## EXERCISE TASK
Exactly as they appear, output all of the entries.

Begin INPUT FOR THIS TASK

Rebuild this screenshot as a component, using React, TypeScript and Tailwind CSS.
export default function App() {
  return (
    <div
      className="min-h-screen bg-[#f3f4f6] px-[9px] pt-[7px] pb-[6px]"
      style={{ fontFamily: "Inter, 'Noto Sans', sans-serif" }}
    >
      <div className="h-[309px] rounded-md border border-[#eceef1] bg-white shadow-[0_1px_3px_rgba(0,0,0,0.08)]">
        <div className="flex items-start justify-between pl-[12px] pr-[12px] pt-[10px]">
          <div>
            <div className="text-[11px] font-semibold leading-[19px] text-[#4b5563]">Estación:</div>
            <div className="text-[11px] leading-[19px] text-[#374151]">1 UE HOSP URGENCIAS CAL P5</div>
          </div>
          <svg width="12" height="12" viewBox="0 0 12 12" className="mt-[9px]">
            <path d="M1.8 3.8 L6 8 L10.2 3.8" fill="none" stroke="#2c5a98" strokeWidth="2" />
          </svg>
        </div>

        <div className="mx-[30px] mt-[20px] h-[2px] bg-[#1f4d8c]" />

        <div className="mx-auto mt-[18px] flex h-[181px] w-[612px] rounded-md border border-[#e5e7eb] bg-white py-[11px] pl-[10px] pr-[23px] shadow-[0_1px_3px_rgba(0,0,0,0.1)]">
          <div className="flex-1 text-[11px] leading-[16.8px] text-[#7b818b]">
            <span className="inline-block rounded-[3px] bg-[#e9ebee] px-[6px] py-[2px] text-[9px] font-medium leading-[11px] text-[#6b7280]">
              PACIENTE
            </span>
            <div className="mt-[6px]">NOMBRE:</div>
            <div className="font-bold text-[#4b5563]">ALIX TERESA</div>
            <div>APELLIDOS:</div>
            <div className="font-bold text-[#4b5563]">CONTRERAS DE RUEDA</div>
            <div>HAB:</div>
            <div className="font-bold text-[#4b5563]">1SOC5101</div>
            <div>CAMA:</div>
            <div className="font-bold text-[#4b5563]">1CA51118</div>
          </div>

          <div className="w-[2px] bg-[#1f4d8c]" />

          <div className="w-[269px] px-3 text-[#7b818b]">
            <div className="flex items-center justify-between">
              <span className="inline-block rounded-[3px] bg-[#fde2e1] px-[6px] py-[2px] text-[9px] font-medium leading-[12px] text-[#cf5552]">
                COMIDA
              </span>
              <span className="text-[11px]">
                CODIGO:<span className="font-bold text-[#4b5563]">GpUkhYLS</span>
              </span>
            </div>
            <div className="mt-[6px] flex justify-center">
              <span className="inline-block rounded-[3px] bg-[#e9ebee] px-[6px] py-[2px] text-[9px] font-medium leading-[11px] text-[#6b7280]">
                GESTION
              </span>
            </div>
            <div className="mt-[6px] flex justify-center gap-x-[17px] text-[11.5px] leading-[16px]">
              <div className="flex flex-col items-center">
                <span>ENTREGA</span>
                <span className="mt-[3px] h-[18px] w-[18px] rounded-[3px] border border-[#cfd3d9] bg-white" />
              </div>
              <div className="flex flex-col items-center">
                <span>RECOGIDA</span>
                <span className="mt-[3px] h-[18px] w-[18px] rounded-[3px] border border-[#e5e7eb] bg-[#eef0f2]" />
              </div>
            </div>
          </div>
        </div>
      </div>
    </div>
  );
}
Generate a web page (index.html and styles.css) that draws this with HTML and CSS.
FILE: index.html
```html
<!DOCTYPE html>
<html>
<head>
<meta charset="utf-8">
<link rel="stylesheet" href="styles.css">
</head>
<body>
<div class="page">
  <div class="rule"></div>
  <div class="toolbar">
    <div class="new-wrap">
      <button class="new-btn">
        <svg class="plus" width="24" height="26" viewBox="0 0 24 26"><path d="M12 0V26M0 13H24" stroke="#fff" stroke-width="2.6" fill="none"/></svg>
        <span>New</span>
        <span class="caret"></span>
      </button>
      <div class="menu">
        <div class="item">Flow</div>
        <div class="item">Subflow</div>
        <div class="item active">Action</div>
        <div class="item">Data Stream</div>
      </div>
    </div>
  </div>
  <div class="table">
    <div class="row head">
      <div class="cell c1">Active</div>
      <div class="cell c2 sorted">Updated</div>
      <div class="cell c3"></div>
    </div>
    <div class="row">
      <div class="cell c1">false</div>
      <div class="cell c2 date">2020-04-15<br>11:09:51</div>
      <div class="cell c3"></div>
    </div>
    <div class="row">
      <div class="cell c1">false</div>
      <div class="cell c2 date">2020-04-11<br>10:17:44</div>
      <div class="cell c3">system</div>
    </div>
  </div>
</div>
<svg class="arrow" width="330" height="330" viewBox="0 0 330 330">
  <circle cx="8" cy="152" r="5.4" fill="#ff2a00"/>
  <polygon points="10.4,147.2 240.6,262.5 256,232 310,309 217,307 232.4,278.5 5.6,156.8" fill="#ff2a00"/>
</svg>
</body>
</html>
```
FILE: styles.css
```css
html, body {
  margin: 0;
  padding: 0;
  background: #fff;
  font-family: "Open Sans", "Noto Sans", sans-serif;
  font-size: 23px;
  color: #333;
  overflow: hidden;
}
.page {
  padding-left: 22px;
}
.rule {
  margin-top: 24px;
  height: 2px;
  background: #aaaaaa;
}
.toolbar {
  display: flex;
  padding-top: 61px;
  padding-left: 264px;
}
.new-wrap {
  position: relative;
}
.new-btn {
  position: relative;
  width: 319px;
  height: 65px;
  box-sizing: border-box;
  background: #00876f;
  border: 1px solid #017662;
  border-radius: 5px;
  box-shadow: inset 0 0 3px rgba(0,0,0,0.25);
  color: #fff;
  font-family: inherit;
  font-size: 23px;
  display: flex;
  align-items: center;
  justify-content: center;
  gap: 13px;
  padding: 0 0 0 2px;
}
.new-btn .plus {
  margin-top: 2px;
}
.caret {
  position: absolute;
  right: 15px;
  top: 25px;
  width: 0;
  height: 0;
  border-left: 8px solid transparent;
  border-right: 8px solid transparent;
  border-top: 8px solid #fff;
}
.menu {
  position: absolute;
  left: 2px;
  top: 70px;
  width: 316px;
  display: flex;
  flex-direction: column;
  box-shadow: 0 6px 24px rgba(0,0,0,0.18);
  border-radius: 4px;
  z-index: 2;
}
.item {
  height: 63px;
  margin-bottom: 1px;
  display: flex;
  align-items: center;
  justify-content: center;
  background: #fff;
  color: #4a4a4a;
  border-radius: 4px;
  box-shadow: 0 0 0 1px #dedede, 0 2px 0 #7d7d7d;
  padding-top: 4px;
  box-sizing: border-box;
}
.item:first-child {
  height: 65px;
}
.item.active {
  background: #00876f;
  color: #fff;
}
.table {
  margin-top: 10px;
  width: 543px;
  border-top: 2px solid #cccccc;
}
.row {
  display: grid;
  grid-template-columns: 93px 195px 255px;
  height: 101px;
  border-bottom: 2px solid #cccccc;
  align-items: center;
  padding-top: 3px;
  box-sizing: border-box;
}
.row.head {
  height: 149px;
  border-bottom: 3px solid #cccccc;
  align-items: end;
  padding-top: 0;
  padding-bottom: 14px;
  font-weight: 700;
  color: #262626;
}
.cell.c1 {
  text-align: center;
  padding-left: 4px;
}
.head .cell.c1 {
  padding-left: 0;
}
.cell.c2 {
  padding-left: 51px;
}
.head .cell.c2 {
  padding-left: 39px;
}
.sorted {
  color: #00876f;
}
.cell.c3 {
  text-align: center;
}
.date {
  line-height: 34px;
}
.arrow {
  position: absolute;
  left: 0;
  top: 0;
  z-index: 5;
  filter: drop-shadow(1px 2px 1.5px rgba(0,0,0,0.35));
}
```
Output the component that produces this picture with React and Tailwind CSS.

End INPUT FOR THIS TASK

## RESPONSE
Rebuild this screenshot as a component, using React, TypeScript and Tailwind CSS.
export default function App() {
  return (
    <div
      className="min-h-screen bg-[#f3f4f6] px-[9px] pt-[7px] pb-[6px]"
      style={{ fontFamily: "Inter, 'Noto Sans', sans-serif" }}
    >
      <div className="h-[309px] rounded-md border border-[#eceef1] bg-white shadow-[0_1px_3px_rgba(0,0,0,0.08)]">
        <div className="flex items-start justify-between pl-[12px] pr-[12px] pt-[10px]">
          <div>
            <div className="text-[11px] font-semibold leading-[19px] text-[#4b5563]">Estación:</div>
            <div className="text-[11px] leading-[19px] text-[#374151]">1 UE HOSP URGENCIAS CAL P5</div>
          </div>
          <svg width="12" height="12" viewBox="0 0 12 12" className="mt-[9px]">
            <path d="M1.8 3.8 L6 8 L10.2 3.8" fill="none" stroke="#2c5a98" strokeWidth="2" />
          </svg>
        </div>

        <div className="mx-[30px] mt-[20px] h-[2px] bg-[#1f4d8c]" />

        <div className="mx-auto mt-[18px] flex h-[181px] w-[612px] rounded-md border border-[#e5e7eb] bg-white py-[11px] pl-[10px] pr-[23px] shadow-[0_1px_3px_rgba(0,0,0,0.1)]">
          <div className="flex-1 text-[11px] leading-[16.8px] text-[#7b818b]">
            <span className="inline-block rounded-[3px] bg-[#e9ebee] px-[6px] py-[2px] text-[9px] font-medium leading-[11px] text-[#6b7280]">
              PACIENTE
            </span>
            <div className="mt-[6px]">NOMBRE:</div>
            <div className="font-bold text-[#4b5563]">ALIX TERESA</div>
            <div>APELLIDOS:</div>
            <div className="font-bold text-[#4b5563]">CONTRERAS DE RUEDA</div>
            <div>HAB:</div>
            <div className="font-bold text-[#4b5563]">1SOC5101</div>
            <div>CAMA:</div>
            <div className="font-bold text-[#4b5563]">1CA51118</div>
          </div>

          <div className="w-[2px] bg-[#1f4d8c]" />

          <div className="w-[269px] px-3 text-[#7b818b]">
            <div className="flex items-center justify-between">
              <span className="inline-block rounded-[3px] bg-[#fde2e1] px-[6px] py-[2px] text-[9px] font-medium leading-[12px] text-[#cf5552]">
                COMIDA
              </span>
              <span className="text-[11px]">
                CODIGO:<span className="font-bold text-[#4b5563]">GpUkhYLS</span>
              </span>
            </div>
            <div className="mt-[6px] flex justify-center">
              <span className="inline-block rounded-[3px] bg-[#e9ebee] px-[6px] py-[2px] text-[9px] font-medium leading-[11px] text-[#6b7280]">
                GESTION
              </span>
            </div>
            <div className="mt-[6px] flex justify-center gap-x-[17px] text-[11.5px] leading-[16px]">
              <div className="flex flex-col items-center">
                <span>ENTREGA</span>
                <span className="mt-[3px] h-[18px] w-[18px] rounded-[3px] border border-[#cfd3d9] bg-white" />
              </div>
              <div className="flex flex-col items-center">
                <span>RECOGIDA</span>
                <span className="mt-[3px] h-[18px] w-[18px] rounded-[3px] border border-[#e5e7eb] bg-[#eef0f2]" />
              </div>
            </div>
          </div>
        </div>
      </div>
    </div>
  );
}
Generate a web page (index.html and styles.css) that draws this with HTML and CSS.
FILE: index.html
```html
<!DOCTYPE html>
<html>
<head>
<meta charset="utf-8">
<link rel="stylesheet" href="styles.css">
</head>
<body>
<div class="page">
  <div class="rule"></div>
  <div class="toolbar">
    <div class="new-wrap">
      <button class="new-btn">
        <svg class="plus" width="24" height="26" viewBox="0 0 24 26"><path d="M12 0V26M0 13H24" stroke="#fff" stroke-width="2.6" fill="none"/></svg>
        <span>New</span>
        <span class="caret"></span>
      </button>
      <div class="menu">
        <div class="item">Flow</div>
        <div class="item">Subflow</div>
        <div class="item active">Action</div>
        <div class="item">Data Stream</div>
      </div>
    </div>
  </div>
  <div class="table">
    <div class="row head">
      <div class="cell c1">Active</div>
      <div class="cell c2 sorted">Updated</div>
      <div class="cell c3"></div>
    </div>
    <div class="row">
      <div class="cell c1">false</div>
      <div class="cell c2 date">2020-04-15<br>11:09:51</div>
      <div class="cell c3"></div>
    </div>
    <div class="row">
      <div class="cell c1">false</div>
      <div class="cell c2 date">2020-04-11<br>10:17:44</div>
      <div class="cell c3">system</div>
    </div>
  </div>
</div>
<svg class="arrow" width="330" height="330" viewBox="0 0 330 330">
  <circle cx="8" cy="152" r="5.4" fill="#ff2a00"/>
  <polygon points="10.4,147.2 240.6,262.5 256,232 310,309 217,307 232.4,278.5 5.6,156.8" fill="#ff2a00"/>
</svg>
</body>
</html>
```
FILE: styles.css
```css
html, body {
  margin: 0;
  padding: 0;
  background: #fff;
  font-family: "Open Sans", "Noto Sans", sans-serif;
  font-size: 23px;
  color: #333;
  overflow: hidden;
}
.page {
  padding-left: 22px;
}
.rule {
  margin-top: 24px;
  height: 2px;
  background: #aaaaaa;
}
.toolbar {
  display: flex;
  padding-top: 61px;
  padding-left: 264px;
}
.new-wrap {
  position: relative;
}
.new-btn {
  position: relative;
  width: 319px;
  height: 65px;
  box-sizing: border-box;
  background: #00876f;
  border: 1px solid #017662;
  border-radius: 5px;
  box-shadow: inset 0 0 3px rgba(0,0,0,0.25);
  color: #fff;
  font-family: inherit;
  font-size: 23px;
  display: flex;
  align-items: center;
  justify-content: center;
  gap: 13px;
  padding: 0 0 0 2px;
}
.new-btn .plus {
  margin-top: 2px;
}
.caret {
  position: absolute;
  right: 15px;
  top: 25px;
  width: 0;
  height: 0;
  border-left: 8px solid transparent;
  border-right: 8px solid transparent;
  border-top: 8px solid #fff;
}
.menu {
  position: absolute;
  left: 2px;
  top: 70px;
  width: 316px;
  display: flex;
  flex-direction: column;
  box-shadow: 0 6px 24px rgba(0,0,0,0.18);
  border-radius: 4px;
  z-index: 2;
}
.item {
  height: 63px;
  margin-bottom: 1px;
  display: flex;
  align-items: center;
  justify-content: center;
  background: #fff;
  color: #4a4a4a;
  border-radius: 4px;
  box-shadow: 0 0 0 1px #dedede, 0 2px 0 #7d7d7d;
  padding-top: 4px;
  box-sizing: border-box;
}
.item:first-child {
  height: 65px;
}
.item.active {
  background: #00876f;
  color: #fff;
}
.table {
  margin-top: 10px;
  width: 543px;
  border-top: 2px solid #cccccc;
}
.row {
  display: grid;
  grid-template-columns: 93px 195px 255px;
  height: 101px;
  border-bottom: 2px solid #cccccc;
  align-items: center;
  padding-top: 3px;
  box-sizing: border-box;
}
.row.head {
  height: 149px;
  border-bottom: 3px solid #cccccc;
  align-items: end;
  padding-top: 0;
  padding-bottom: 14px;
  font-weight: 700;
  color: #262626;
}
.cell.c1 {
  text-align: center;
  padding-left: 4px;
}
.head .cell.c1 {
  padding-left: 0;
}
.cell.c2 {
  padding-left: 51px;
}
.head .cell.c2 {
  padding-left: 39px;
}
.sorted {
  color: #00876f;
}
.cell.c3 {
  text-align: center;
}
.date {
  line-height: 34px;
}
.arrow {
  position: absolute;
  left: 0;
  top: 0;
  z-index: 5;
  filter: drop-shadow(1px 2px 1.5px rgba(0,0,0,0.35));
}
```
Output the component that produces this picture with React and Tailwind CSS.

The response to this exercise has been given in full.